#### SUPPLIED MATERIAL:
=-=-=

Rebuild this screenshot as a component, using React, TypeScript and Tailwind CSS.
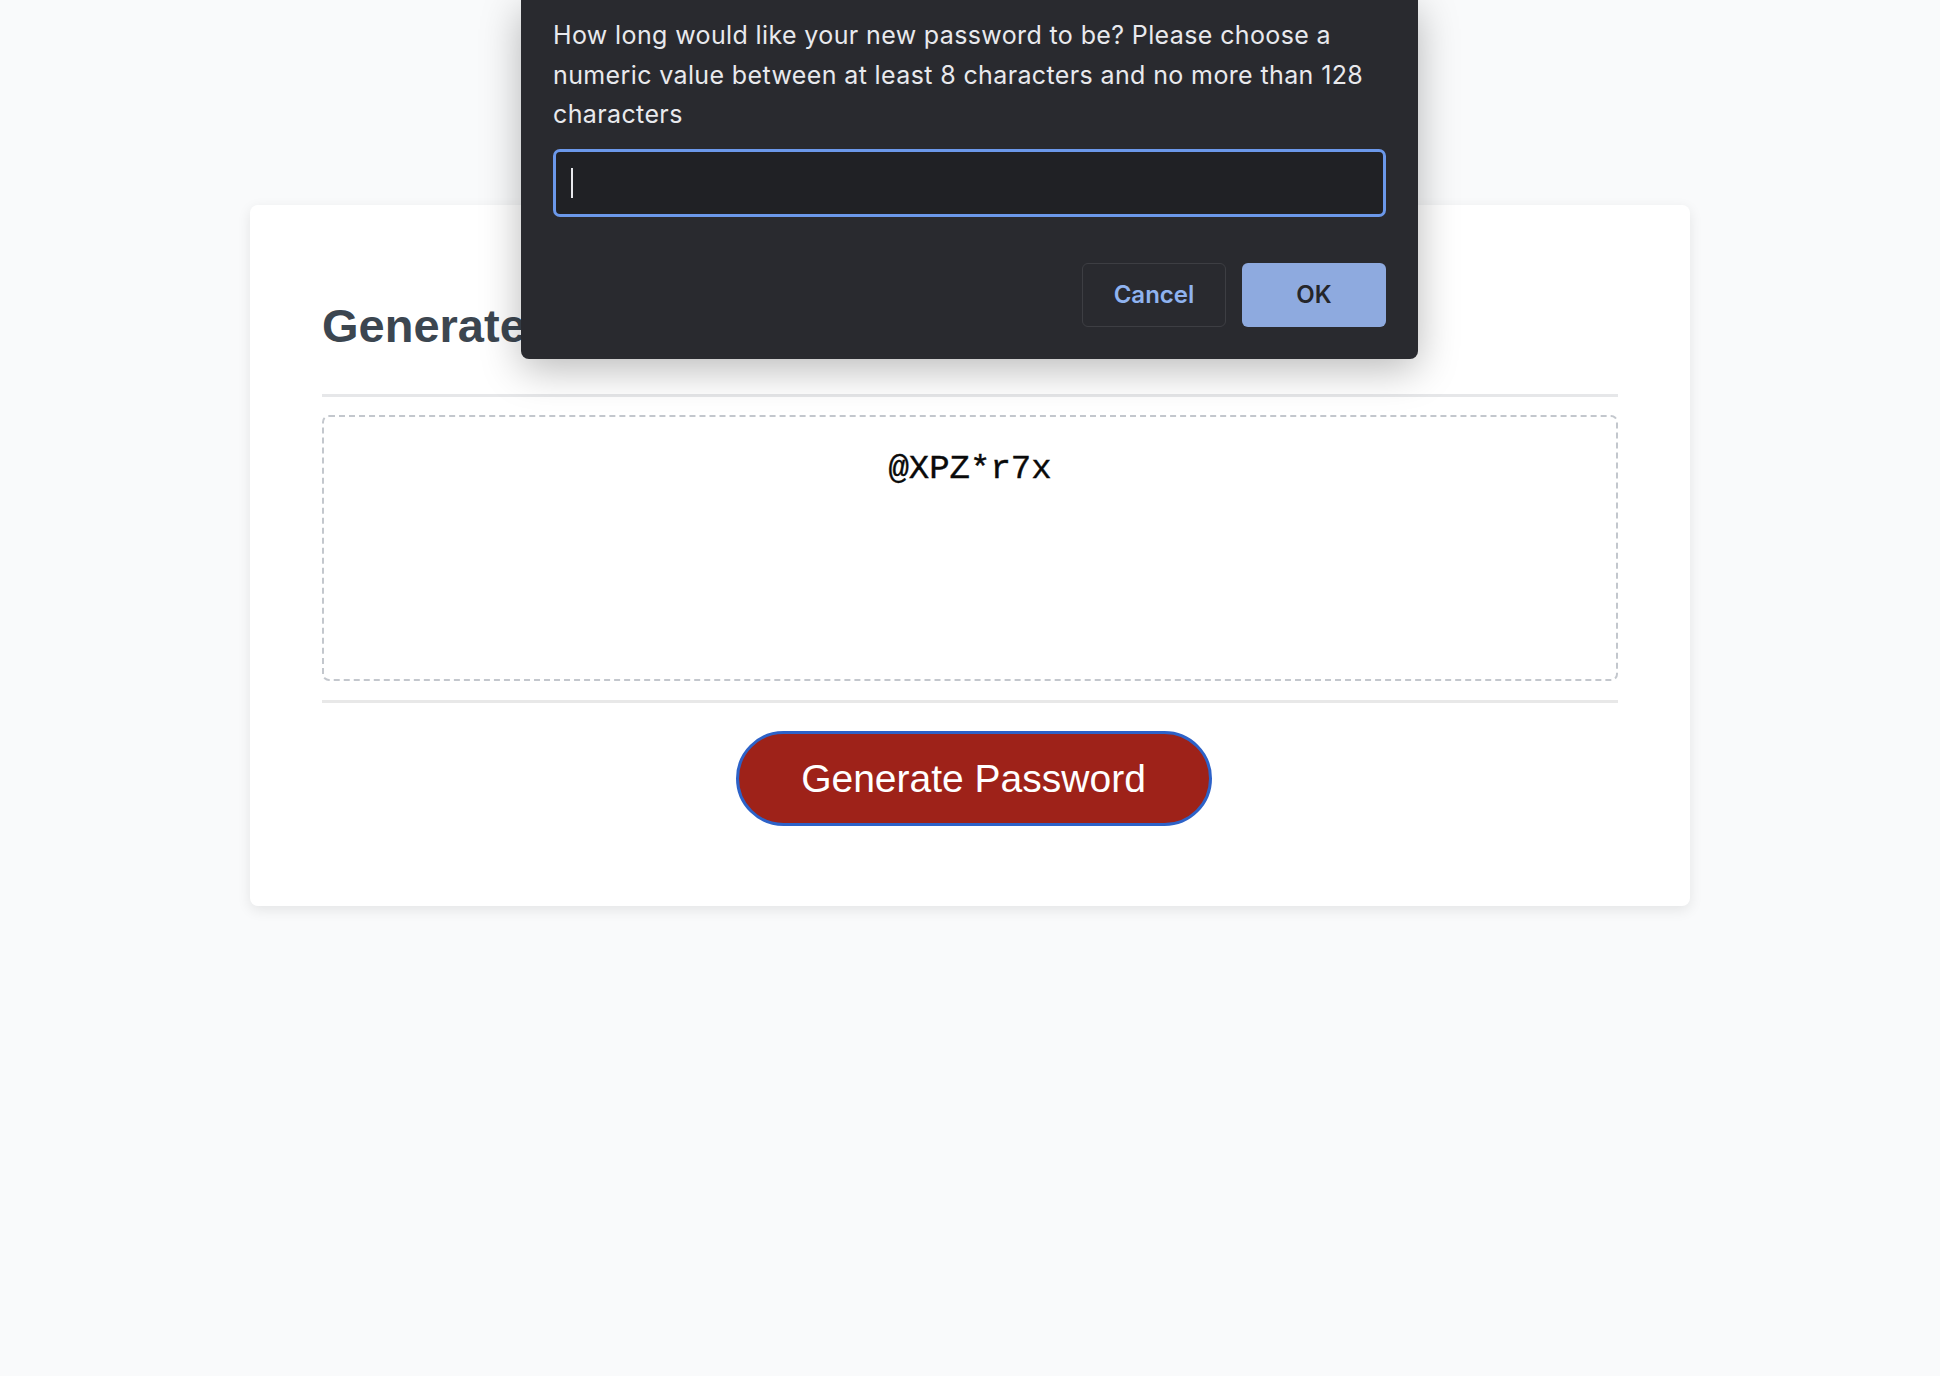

=-=-=

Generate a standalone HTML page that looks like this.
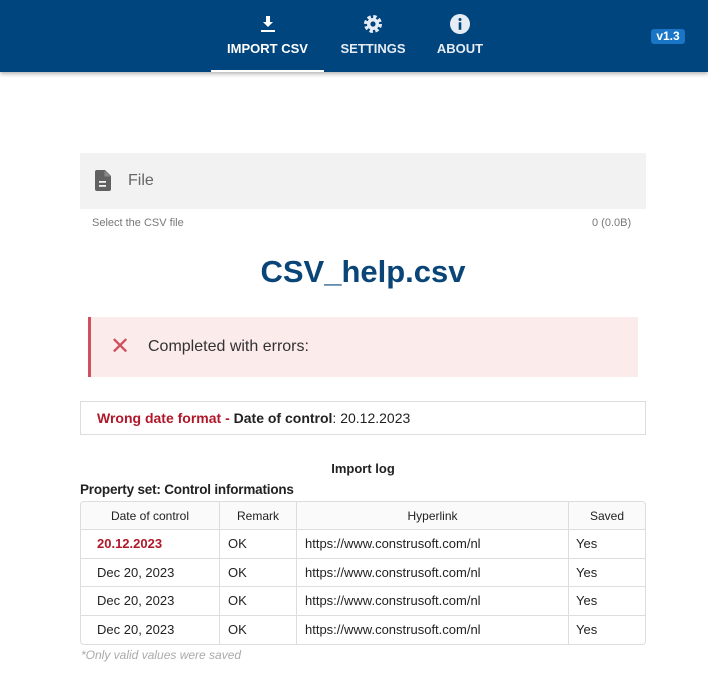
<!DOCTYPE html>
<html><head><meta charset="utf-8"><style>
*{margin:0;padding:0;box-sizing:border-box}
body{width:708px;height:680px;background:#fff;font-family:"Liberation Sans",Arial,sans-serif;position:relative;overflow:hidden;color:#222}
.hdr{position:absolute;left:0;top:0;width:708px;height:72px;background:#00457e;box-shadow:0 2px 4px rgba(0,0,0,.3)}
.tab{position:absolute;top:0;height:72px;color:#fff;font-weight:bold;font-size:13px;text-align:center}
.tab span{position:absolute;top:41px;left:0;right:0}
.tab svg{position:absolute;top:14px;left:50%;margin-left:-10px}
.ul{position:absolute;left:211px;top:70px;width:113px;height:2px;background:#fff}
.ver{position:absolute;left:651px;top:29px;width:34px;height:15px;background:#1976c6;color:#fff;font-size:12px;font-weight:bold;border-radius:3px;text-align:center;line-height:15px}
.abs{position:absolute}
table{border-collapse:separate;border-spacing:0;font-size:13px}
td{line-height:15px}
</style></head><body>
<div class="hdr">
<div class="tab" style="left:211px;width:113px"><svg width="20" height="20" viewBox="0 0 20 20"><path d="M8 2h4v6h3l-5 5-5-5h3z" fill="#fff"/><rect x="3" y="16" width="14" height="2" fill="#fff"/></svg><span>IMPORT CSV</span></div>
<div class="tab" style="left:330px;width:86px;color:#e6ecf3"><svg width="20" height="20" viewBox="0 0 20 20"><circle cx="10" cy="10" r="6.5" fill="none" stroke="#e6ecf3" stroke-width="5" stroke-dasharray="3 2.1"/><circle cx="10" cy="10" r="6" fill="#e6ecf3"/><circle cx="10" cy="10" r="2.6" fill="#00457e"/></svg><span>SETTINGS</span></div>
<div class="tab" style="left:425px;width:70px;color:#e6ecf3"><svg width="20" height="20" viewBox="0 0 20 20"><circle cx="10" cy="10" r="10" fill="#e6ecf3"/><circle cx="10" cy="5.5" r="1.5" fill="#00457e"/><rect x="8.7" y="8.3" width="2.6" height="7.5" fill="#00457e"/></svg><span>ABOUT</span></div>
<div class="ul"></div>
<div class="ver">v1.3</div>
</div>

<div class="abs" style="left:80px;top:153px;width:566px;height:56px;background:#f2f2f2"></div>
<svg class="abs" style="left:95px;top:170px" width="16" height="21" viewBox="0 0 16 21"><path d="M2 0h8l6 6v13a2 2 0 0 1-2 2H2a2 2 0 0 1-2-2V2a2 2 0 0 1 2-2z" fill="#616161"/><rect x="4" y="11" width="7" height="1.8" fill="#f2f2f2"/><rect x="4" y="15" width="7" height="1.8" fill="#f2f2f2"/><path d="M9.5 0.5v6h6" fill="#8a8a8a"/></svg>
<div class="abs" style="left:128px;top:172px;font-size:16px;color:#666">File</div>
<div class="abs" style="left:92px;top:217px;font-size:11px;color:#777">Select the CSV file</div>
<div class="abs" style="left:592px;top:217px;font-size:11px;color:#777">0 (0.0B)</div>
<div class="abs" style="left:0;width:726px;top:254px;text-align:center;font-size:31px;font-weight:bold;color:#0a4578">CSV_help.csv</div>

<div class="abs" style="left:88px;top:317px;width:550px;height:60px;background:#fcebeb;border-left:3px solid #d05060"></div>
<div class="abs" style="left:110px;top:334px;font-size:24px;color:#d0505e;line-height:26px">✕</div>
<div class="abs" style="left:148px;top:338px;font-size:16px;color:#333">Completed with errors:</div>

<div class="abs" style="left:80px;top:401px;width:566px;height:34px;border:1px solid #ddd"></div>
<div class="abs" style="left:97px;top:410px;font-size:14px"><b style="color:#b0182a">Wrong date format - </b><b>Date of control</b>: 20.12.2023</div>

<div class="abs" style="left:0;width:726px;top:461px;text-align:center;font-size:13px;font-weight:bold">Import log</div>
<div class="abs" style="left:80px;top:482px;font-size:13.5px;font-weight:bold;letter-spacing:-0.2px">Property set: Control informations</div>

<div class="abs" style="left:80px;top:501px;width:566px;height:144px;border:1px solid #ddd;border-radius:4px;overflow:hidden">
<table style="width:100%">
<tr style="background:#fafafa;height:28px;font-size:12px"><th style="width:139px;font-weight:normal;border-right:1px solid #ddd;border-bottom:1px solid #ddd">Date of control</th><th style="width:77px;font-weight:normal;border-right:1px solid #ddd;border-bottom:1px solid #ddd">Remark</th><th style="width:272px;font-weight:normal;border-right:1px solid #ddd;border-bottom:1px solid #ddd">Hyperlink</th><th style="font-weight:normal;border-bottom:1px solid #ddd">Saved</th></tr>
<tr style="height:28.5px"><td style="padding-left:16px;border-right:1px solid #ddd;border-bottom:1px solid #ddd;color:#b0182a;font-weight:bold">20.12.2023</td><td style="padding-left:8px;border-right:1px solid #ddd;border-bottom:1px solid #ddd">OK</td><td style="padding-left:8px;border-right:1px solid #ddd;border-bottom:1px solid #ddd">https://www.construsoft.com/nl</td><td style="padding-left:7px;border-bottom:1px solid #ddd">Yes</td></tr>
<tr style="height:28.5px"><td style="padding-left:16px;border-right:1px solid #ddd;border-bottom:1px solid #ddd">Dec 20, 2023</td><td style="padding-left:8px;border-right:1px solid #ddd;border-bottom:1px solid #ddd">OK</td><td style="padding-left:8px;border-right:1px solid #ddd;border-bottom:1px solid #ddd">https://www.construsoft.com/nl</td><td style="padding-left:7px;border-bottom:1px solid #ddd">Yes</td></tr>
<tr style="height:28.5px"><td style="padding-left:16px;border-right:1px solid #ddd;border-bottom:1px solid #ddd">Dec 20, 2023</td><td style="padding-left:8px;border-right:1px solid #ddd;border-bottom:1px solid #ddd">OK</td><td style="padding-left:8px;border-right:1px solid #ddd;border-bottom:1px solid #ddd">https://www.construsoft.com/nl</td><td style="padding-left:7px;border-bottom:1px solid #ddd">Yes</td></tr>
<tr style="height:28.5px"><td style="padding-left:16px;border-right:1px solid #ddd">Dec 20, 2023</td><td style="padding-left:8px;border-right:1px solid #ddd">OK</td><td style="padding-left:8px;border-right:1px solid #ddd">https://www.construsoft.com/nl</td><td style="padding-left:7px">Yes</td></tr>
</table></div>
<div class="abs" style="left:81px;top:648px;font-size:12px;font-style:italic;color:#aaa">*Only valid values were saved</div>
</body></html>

=-=-=

#### THE EXERCISE:
In the lines above, locate the string "this". Copy every line where it occurs.

#### THE REPLY:
Rebuild this screenshot as a component, using React, TypeScript and Tailwind CSS.
Generate a standalone HTML page that looks like this.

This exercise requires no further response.